::: SUPPLIED MATERIAL :::

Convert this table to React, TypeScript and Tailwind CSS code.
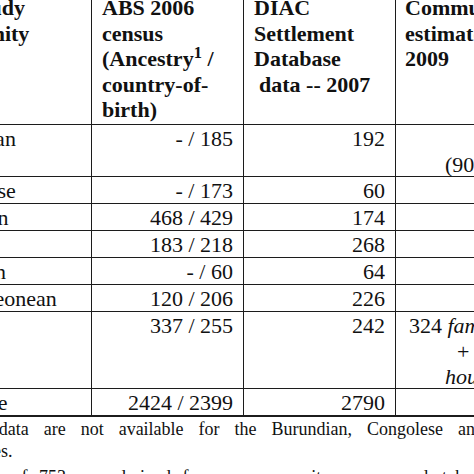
import React from 'react'

type Row = {
	h: string
	name: string
	abs: string
	diac: string
	comm?: React.ReactNode
}

const rows: Row[] = [
	{
		h: 'h-[52px]',
		name: 'Burundian',
		abs: '- / 185',
		diac: '192',
		comm: (
			<>
				<div className="pl-[110px]">
					753<sup>2</sup>
				</div>
				<div className="pl-[49px]">(90 households)</div>
			</>
		),
	},
	{ h: 'h-[27px]', name: 'Congolese', abs: '- / 173', diac: '60' },
	{ h: 'h-[27px]', name: 'Ethiopian', abs: '468 / 429', diac: '174' },
	{ h: 'h-[27px]', name: 'Liberian', abs: '183 / 218', diac: '268' },
	{ h: 'h-[27px]', name: 'Rwandan', abs: '- / 60', diac: '64' },
	{ h: 'h-[27px]', name: 'Sierra Leonean', abs: '120 / 206', diac: '226' },
	{
		h: 'h-[77px]',
		name: 'Somali',
		abs: '337 / 255',
		diac: '242',
		comm: (
			<>
				<div className="pl-[13px]">
					324 <i>families</i>
				</div>
				<div className="pl-[61px]">+ 92</div>
				<div className="pl-[49px]">
					<i>households</i>
				</div>
			</>
		),
	},
]

const line = 'border-[#1c1c1c]'

const App = () => {
	return (
		<div className="w-[474px] h-[474px] overflow-hidden bg-white text-[#111] font-['Liberation_Serif',serif]">
			<div className="ml-[-88px] w-[700px] text-[22px] leading-[25.5px]">
				{/* header */}
				<div className={`flex mt-[-5px] h-[130px] border-b ${line} font-bold`}>
					<div className={`w-[180px] shrink-0 border-r ${line} pl-[11px]`}>
						<div>Case study</div>
						<div>community</div>
					</div>
					<div className={`w-[152px] shrink-0 border-r ${line} pl-[10px]`}>
						<div>ABS 2006</div>
						<div>census</div>
						<div>
							(Ancestry<sup>1</sup> /
						</div>
						<div>country-of-</div>
						<div>birth)</div>
					</div>
					<div className={`w-[152px] shrink-0 border-r ${line} pl-[10px]`}>
						<div>DIAC</div>
						<div>Settlement</div>
						<div>Database</div>
						<div className="pl-[5px]">data -- 2007</div>
					</div>
					<div className="w-[200px] shrink-0 pl-[9px]">
						<div>Community</div>
						<div>estimates</div>
						<div>2009</div>
					</div>
				</div>

				{rows.map((r) => (
					<div key={r.name} className={`flex border-b ${line} ${r.h}`}>
						<div className={`w-[180px] shrink-0 border-r ${line} pl-[11px] pt-[1px]`}>{r.name}</div>
						<div className={`w-[152px] shrink-0 border-r ${line} pr-[10px] pt-[1px] text-right`}>{r.abs}</div>
						<div className={`w-[152px] shrink-0 border-r ${line} pr-[10px] pt-[1px] text-right`}>{r.diac}</div>
						<div className="w-[200px] shrink-0 pt-[1px]">{r.comm}</div>
					</div>
				))}

				{/* total */}
				<div className={`flex border-b-2 ${line} h-[28px]`}>
					<div className={`w-[180px] shrink-0 border-r ${line} pl-[11px] pt-[1px]`}>Total size</div>
					<div className={`w-[152px] shrink-0 border-r ${line} pr-[10px] pt-[1px] text-right`}>2424 / 2399</div>
					<div className={`w-[152px] shrink-0 border-r ${line} pr-[10px] pt-[1px] text-right`}>2790</div>
					<div className="w-[200px] shrink-0" />
				</div>

				{/* footnotes */}
				<div className="text-[18px] leading-[22px] mt-[1px]">
					<div className="w-[572px] text-justify [text-align-last:justify]">
						<sup>1</sup>Ancestry data are not available for the Burundian, Congolese and
					</div>
					<div className="pl-[3px]">communities.</div>
					<div className="w-[632px] mt-[4px] text-justify [text-align-last:justify]">
						<sup>2</sup>The figure of 753 was derived from a community census undertaken by the
					</div>
				</div>
			</div>
		</div>
	)
}

export default App
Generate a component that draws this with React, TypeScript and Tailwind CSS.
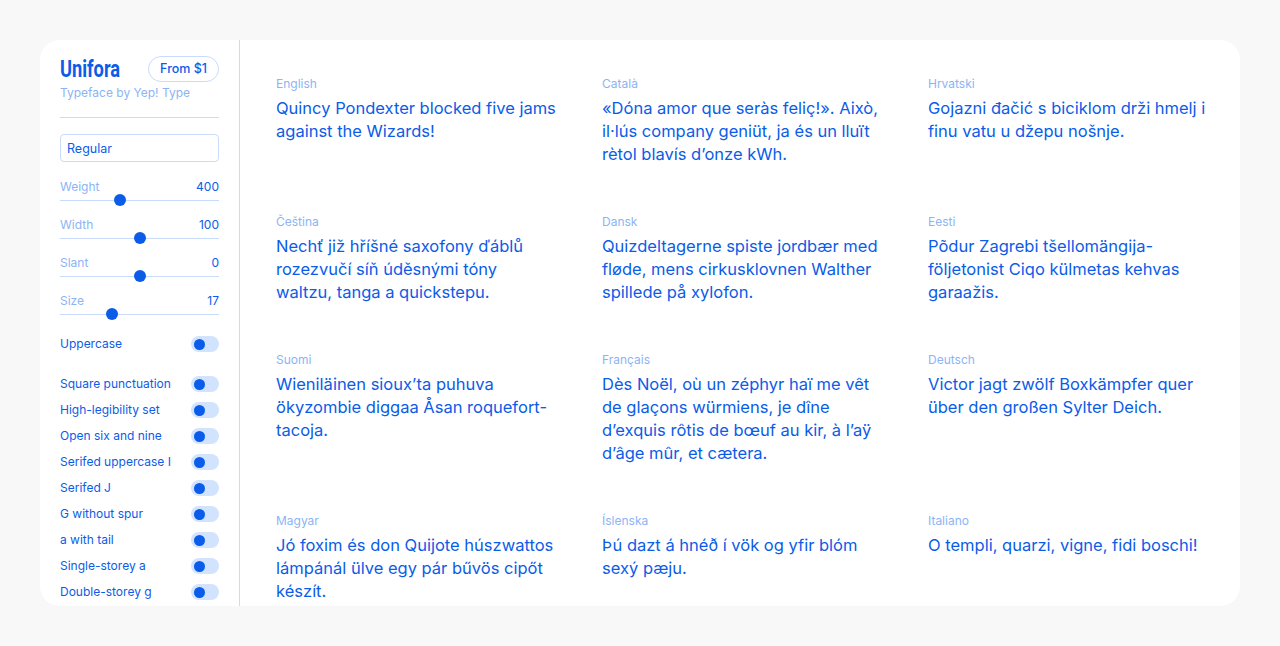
const samples = [
  { lang: 'English', text: 'Quincy Pondexter blocked five jams against the Wizards!' },
  { lang: 'Català', text: '«Dóna amor que seràs feliç!». Això, il·lús company geniüt, ja és un lluït rètol blavís d’onze kWh.' },
  { lang: 'Hrvatski', text: 'Gojazni đačić s biciklom drži hmelj i finu vatu u džepu nošnje.' },
  { lang: 'Čeština', text: 'Nechť již hříšné saxofony ďáblů rozezvučí síň úděsnými tóny waltzu, tanga a quickstepu.' },
  { lang: 'Dansk', text: 'Quizdeltagerne spiste jordbær med fløde, mens cirkusklovnen Walther spillede på xylofon.' },
  { lang: 'Eesti', text: 'Põdur Zagrebi tšellomängija-följetonist Ciqo külmetas kehvas garaažis.' },
  { lang: 'Suomi', text: 'Wieniläinen sioux’ta puhuva ökyzombie diggaa Åsan roquefort-tacoja.' },
  { lang: 'Français', text: 'Dès Noël, où un zéphyr haï me vêt de glaçons würmiens, je dîne d’exquis rôtis de bœuf au kir, à l’aÿ d’âge mûr, et cætera.' },
  { lang: 'Deutsch', text: 'Victor jagt zwölf Boxkämpfer quer über den großen Sylter Deich.' },
  { lang: 'Magyar', text: 'Jó foxim és don Quijote húszwattos lámpánál ülve egy pár bűvös cipőt készít.' },
  { lang: 'Íslenska', text: 'Þú dazt á hnéð í vök og yfir blóm sexý pæju.' },
  { lang: 'Italiano', text: 'O templi, quarzi, vigne, fidi boschi!' },
];

const sliders = [
  { label: 'Weight', value: '400', pos: 38 },
  { label: 'Width', value: '100', pos: 50 },
  { label: 'Slant', value: '0', pos: 50 },
  { label: 'Size', value: '17', pos: 33 },
];

const features = [
  'Square punctuation',
  'High-legibility set',
  'Open six and nine',
  'Serifed uppercase I',
  'Serifed J',
  'G without spur',
  'a with tail',
  'Single-storey a',
  'Double-storey g',
];

function Toggle() {
  return (
    <div className="w-[28px] h-[16px] rounded-full bg-[#d2e3fd] flex items-center pl-[3px] shrink-0">
      <div className="w-[11px] h-[11px] rounded-full bg-[#0b5ce8]" />
    </div>
  );
}

function Slider({ label, value, pos }: { label: string; value: string; pos: number }) {
  return (
    <div>
      <div className="flex justify-between text-[12px] leading-[16px] translate-y-px">
        <span className="text-[#8cb4f5]">{label}</span>
        <span className="text-[#0b5ce8]">{value}</span>
      </div>
      <div className="relative h-[12px] flex items-center">
        <div className="h-px w-full bg-[#c8dbfb]" />
        <div
          className="absolute top-0 w-[12px] h-[12px] -ml-[6px] rounded-full bg-[#0b5ce8]"
          style={{ left: `${pos}%` }}
        />
      </div>
    </div>
  );
}

export default function App() {
  return (
    <div
      className="min-h-[646px] bg-[#f8f8f8] p-10"
      style={{ fontFamily: 'Inter, Roboto, "Noto Sans", sans-serif' }}
    >
      <div className="h-[566px] bg-white rounded-[20px] overflow-hidden flex">
        {/* Sidebar */}
        <aside className="w-[200px] shrink-0 border-r border-[#c8dbfb] px-5 pt-4">
          <div className="flex items-center justify-between h-[26px]">
            <span
              className="inline-block origin-left scale-x-[0.76] text-[24px] leading-none font-bold text-[#0b5ce8]"
              style={{ fontFamily: 'Roboto, "Liberation Sans", sans-serif' }}
            >
              Unifora
            </span>
            <span className="h-[26px] px-[11px] rounded-full border border-[#c8dbfb] text-[12.5px] font-medium text-[#0b5ce8] flex items-center">
              From $1
            </span>
          </div>
          <div className="mt-[3px] text-[12px] leading-[16px] text-[#8cb4f5]">Typeface by Yep! Type</div>
          <div className="mt-[16px] h-px bg-[#c8dbfb]" />
          <div className="mt-4 h-[28px] rounded-[4px] border border-[#c8dbfb] px-[6px] flex items-center text-[12.5px] text-[#0b5ce8]">
            <span className="translate-y-px">Regular</span>
          </div>
          <div className="mt-4 flex flex-col gap-[10px]">
            {sliders.map((s) => (
              <Slider key={s.label} {...s} />
            ))}
          </div>
          <div className="mt-[15px] flex items-center justify-between text-[12px] text-[#0b5ce8]">
            <span>Uppercase</span>
            <Toggle />
          </div>
          <div className="mt-[23px] flex flex-col gap-[10px]">
            {features.map((f) => (
              <div key={f} className="flex items-center justify-between h-[16px] text-[12px] text-[#0b5ce8]">
                <span>{f}</span>
                <Toggle />
              </div>
            ))}
          </div>
        </aside>

        {/* Samples */}
        <main className="flex-1 pl-9 pt-[37px]">
          <div className="grid grid-cols-[281px_281px_281px] gap-x-[45px] gap-y-[49px]">
            {samples.map((s) => (
              <div key={s.lang}>
                <div className="text-[12px] leading-[14px] text-[#8cb4f5] mb-[6px]">{s.lang}</div>
                <p className="text-[16.5px] leading-[23px] text-[#0b5ce8]">{s.text}</p>
              </div>
            ))}
          </div>
        </main>
      </div>
    </div>
  );
}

:::

## WRITTEN REQUEST
Copy exactly the lines running from the beginning of the listing through the line that has "const line = 'border-[#1c1c1c]'". Drop the pictures.

## REPLY
Convert this table to React, TypeScript and Tailwind CSS code.
import React from 'react'

type Row = {
	h: string
	name: string
	abs: string
	diac: string
	comm?: React.ReactNode
}

const rows: Row[] = [
	{
		h: 'h-[52px]',
		name: 'Burundian',
		abs: '- / 185',
		diac: '192',
		comm: (
			<>
				<div className="pl-[110px]">
					753<sup>2</sup>
				</div>
				<div className="pl-[49px]">(90 households)</div>
			</>
		),
	},
	{ h: 'h-[27px]', name: 'Congolese', abs: '- / 173', diac: '60' },
	{ h: 'h-[27px]', name: 'Ethiopian', abs: '468 / 429', diac: '174' },
	{ h: 'h-[27px]', name: 'Liberian', abs: '183 / 218', diac: '268' },
	{ h: 'h-[27px]', name: 'Rwandan', abs: '- / 60', diac: '64' },
	{ h: 'h-[27px]', name: 'Sierra Leonean', abs: '120 / 206', diac: '226' },
	{
		h: 'h-[77px]',
		name: 'Somali',
		abs: '337 / 255',
		diac: '242',
		comm: (
			<>
				<div className="pl-[13px]">
					324 <i>families</i>
				</div>
				<div className="pl-[61px]">+ 92</div>
				<div className="pl-[49px]">
					<i>households</i>
				</div>
			</>
		),
	},
]

const line = 'border-[#1c1c1c]'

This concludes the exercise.